Auf dieser Tafel wir man eingeladen, über den so genannten „Holzweg“ zur Aussichtsplattform zu wandern. Hier gibt es viel Information zum Thema „Holz als Wertstoff und Lebensraum“.
Eine Einladung auf den Holzweg gibt es auch auf einer kindgerecht gestalteten Tafel in Form eines kleinen Gedichtes: „Liebe Gäste tretet ein, es wird Euch ein Erlebnis sein. Hier gibt es Vieles zu entdecken: Verchied’ne Tiere sich verstecken, Musik und ganz viel frische Luft, den Zahn der Zeit und Wildnisduft. Genug davon und mehr noch seht ihr, wenn Ihr den Holzweg geht“. (O-Text Ende). Na denn mal los.
Entgegen meinen Erwartungen führte der Weg zur Aussichtsplattform abwärts. Es werden so 300 bis 500 Meter gewesen sein, die man gemütlich an einem Metallgeländer schlendern kann. Dann hatten wir unser Ziel erreicht. Wir schwebten wahrlich über Fels und Wasser. Der Zug, der weit unten am Weserufer vorbei fuhr, wirkte wie eine Modelleisenbahn der kleinsten Spur.
So manche trauten der 25 Tonnen schweren Stahkonstruktion nicht so ganz und wagten sich nur zögerlich bis zur vordersten Brüstung heran.
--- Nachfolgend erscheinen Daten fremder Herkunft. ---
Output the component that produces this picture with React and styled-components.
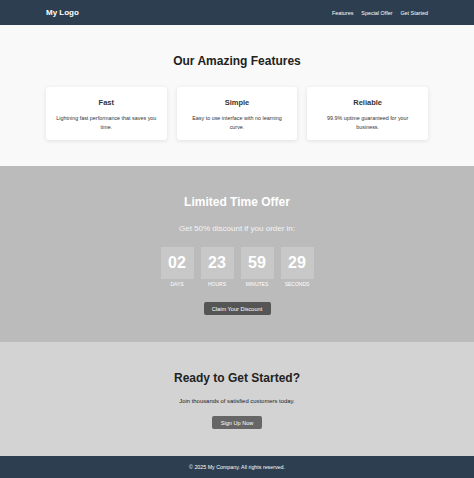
import React from "react";
import styled, { createGlobalStyle } from "styled-components";

const GlobalStyle = createGlobalStyle`
  * { box-sizing: border-box; }
  body {
    margin: 0;
    font-family: "Liberation Sans", Arial, sans-serif;
    color: #333;
  }
`;

const features = [
  { title: "Fast", text: "Lightning fast performance that saves you time." },
  { title: "Simple", text: "Easy to use interface with no learning curve." },
  { title: "Reliable", text: "99.9% uptime guaranteed for your business." },
];

const countdown = [
  { value: "02", label: "Days" },
  { value: "23", label: "Hours" },
  { value: "59", label: "Minutes" },
  { value: "29", label: "Seconds" },
];

const App = () => {
  return (
    <>
      <GlobalStyle />
      <Header>
        <Logo>My Logo</Logo>
        <Nav>
          <NavLink href="#features">Features</NavLink>
          <NavLink href="#offer">Special Offer</NavLink>
          <NavLink href="#start">Get Started</NavLink>
        </Nav>
      </Header>

      <Features id="features">
        <SectionTitle>Our Amazing Features</SectionTitle>
        <CardGrid>
          {features.map((f) => (
            <Card key={f.title}>
              <CardTitle>{f.title}</CardTitle>
              <CardText>{f.text}</CardText>
            </Card>
          ))}
        </CardGrid>
      </Features>

      <Offer id="offer">
        <SectionTitle $light>Limited Time Offer</SectionTitle>
        <OfferText>Get 50% discount if you order in:</OfferText>
        <Countdown>
          {countdown.map((c) => (
            <TimeUnit key={c.label}>
              <TimeBox>{c.value}</TimeBox>
              <TimeLabel>{c.label}</TimeLabel>
            </TimeUnit>
          ))}
        </Countdown>
        <Button $bg="#555" $width="67px" $gap="15px">
          Claim Your Discount
        </Button>
      </Offer>

      <Cta id="start">
        <SectionTitle>Ready to Get Started?</SectionTitle>
        <CtaText>Join thousands of satisfied customers today.</CtaText>
        <Button $bg="#666" $width="50px" $gap="11px">
          Sign Up Now
        </Button>
      </Cta>

      <Footer>© 2025 My Company. All rights reserved.</Footer>
    </>
  );
};

export default App;

const Header = styled.header`
  height: 25px;
  background: #2c3e50;
  display: flex;
  align-items: center;
  justify-content: space-between;
  padding: 0 46px;
`;

const Logo = styled.div`
  color: #fff;
  font-size: 8px;
  font-weight: 700;
`;

const Nav = styled.nav`
  display: flex;
  gap: 8px;
`;

const NavLink = styled.a`
  color: #fff;
  font-size: 5.4px;
  text-decoration: none;
`;

const Section = styled.section`
  display: flex;
  flex-direction: column;
  align-items: center;
  text-align: center;
`;

const Features = styled(Section)`
  background: #f9f9f9;
  height: 141px;
  padding: 28px 46px 0;
`;

const SectionTitle = styled.h2`
  margin: 0;
  font-size: 12px;
  line-height: 16px;
  font-weight: 700;
  color: ${(p) => (p.$light ? "#fff" : "#222")};
`;

const CardGrid = styled.div`
  width: 100%;
  display: grid;
  grid-template-columns: repeat(3, 1fr);
  gap: 10px;
  margin-top: 18px;
`;

const Card = styled.div`
  background: #fff;
  height: 53px;
  border-radius: 3px;
  box-shadow: 0 1px 4px rgba(0, 0, 0, 0.1);
  padding: 11px 9px 0;
`;

const CardTitle = styled.h3`
  margin: 0;
  font-size: 7.5px;
  line-height: 10px;
  font-weight: 700;
  color: #333;
`;

const CardText = styled.p`
  margin: 6px 0 0;
  font-size: 5.4px;
  line-height: 9px;
  color: #333;
`;

const Offer = styled(Section)`
  background: #bbb;
  height: 176px;
  padding-top: 28px;
`;

const OfferText = styled.p`
  margin: 14px 0 0;
  font-size: 8px;
  line-height: 10px;
  color: #f4f4f4;
`;

const Countdown = styled.div`
  display: flex;
  gap: 7px;
  margin-top: 13px;
`;

const TimeUnit = styled.div`
  display: flex;
  flex-direction: column;
  align-items: center;
`;

const TimeBox = styled.div`
  width: 33px;
  height: 32px;
  background: rgba(255, 255, 255, 0.2);
  color: #fff;
  font-size: 16px;
  font-weight: 700;
  display: flex;
  align-items: center;
  justify-content: center;
`;

const TimeLabel = styled.div`
  margin-top: 2px;
  font-size: 5px;
  line-height: 6px;
  color: #fff;
  text-transform: uppercase;
`;

const Button = styled.button`
  width: ${(p) => p.$width};
  height: 13px;
  margin-top: ${(p) => p.$gap};
  padding: 0;
  border: none;
  border-radius: 2px;
  background: ${(p) => p.$bg};
  color: #fff;
  font-family: inherit;
  font-size: 5.6px;
  cursor: pointer;
`;

const Cta = styled(Section)`
  background: #d3d3d3;
  height: 114px;
  padding-top: 28px;
`;

const CtaText = styled.p`
  margin: 11px 0 0;
  font-size: 5.9px;
  line-height: 8px;
  color: #222;
`;

const Footer = styled.footer`
  height: 22px;
  background: #2c3e50;
  color: #fff;
  font-size: 5.3px;
  display: flex;
  align-items: center;
  justify-content: center;
`;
Die Aussicht war wahrlich grandios.
Eine Tafel vermittelt noch einige Daten zum Bauwerk: Als Bauherr wird der Kreis Höxter angegeben, der die Plattform im Rahmen des Projektes „Erlesene Natur“ im Zeitraum vom November 2010 bis März 2011 errichten ließ.
Die 25 Tonnen Stahl wurden im Fels durch neun Ankerpfähle mit bis zu 14 Metern Länge befestigt. 80 Meter über der Weser hält er dem Gewicht von 500 kg pro Quadratmeter stand. Okay, da musste auch ich mir keine Sorgen machen.